另一个不认同,“你说的不对,头一天我在王河里洗澡,灵机一动想出这法子,晚上就给毕金山托梦,第二天他真去这么做了。终于把坏种的公司整垮了,给娘娘出了气。”

“不对,不对,不对,那天我在神龟亭上乘凉,发现坏种又不干好事啦,便用通心术,让毕金山去告诉验签的,一下把炉灰拦在煤场的大门口。谁让他做出大逆不道的事儿,胆大包天把娘娘的坟给平了,这下得报应了吧?”

“该!”另一个解气地说,“坏种姐弟俩都不是好物,还有那死鬼姐夫,他姐夫已经受尽八殿酷刑,被九殿平等王陆游打入阿鼻地狱受苦啦。”

“他们姐弟的报应也快来了,这两个猪狗不如的家伙是罪有应得。娘娘该高兴一回了吧?自从娘娘悬梁殉国后埋在这里,就没见她笑过,总是愁眉不展的。唉!”她的同伴也跟着叹气。

刘庆东感到不对劲呀,这手台只能一个人讲话,别人只有听着的份,正可谓单口相声,这咋还成对口了呢?突然间,他看到一只脚向他踢来,不是他躲得快,直接踢到自己的面门上。

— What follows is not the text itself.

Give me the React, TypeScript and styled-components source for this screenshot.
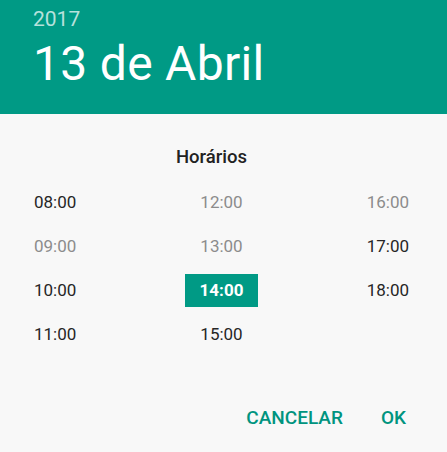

“天啊!腿咋这么老长啊?这得多高的个儿呀?打篮球的郑海霞的腿也没她长啊。”刘庆东瞅着荡在空中的大长腿惊呆了,他抬头向房梁上望去,哎呀妈呀,那上面坐着两个妖怪,一个少了一条腿,一个舌头伸出来有半米长,“啊!女鬼。”

他的惊叫声让缺腿的不乐意了,“吓了我一跳!多事,踢翻你。”于是那只荡在空中的大脚又向其踢来。

刘庆东本能地向后躲避,却连人带椅子来了个底朝天,双锤道具就在身边,情急之下抓起来充当武器。还没等他挥舞抵挡,第二脚又到了。

“袅袅,别伤他!我咋看他长的像木大官呢?你看那对大锤!”吊死鬼的阻拦太晚了,刘庆东已经被卷到半空里啦。

他只感到强大的吸力左右着自己,眼瞧着身体急剧地下沉,下沉,在一条忽明忽暗的隧道里驰骋穿行。他紧紧握住锤柄,怕一松手道具就飞了,可咋向袁导交代呀?这样惊心动魄地飞了一段,欻地从通道之中破雾而出,只感到眼前一亮,“啪”的一声摔在地上,紧接着身子猛烈地左右摇摆起来,晃得没着没落的,像是掉进了婴儿的悠车里。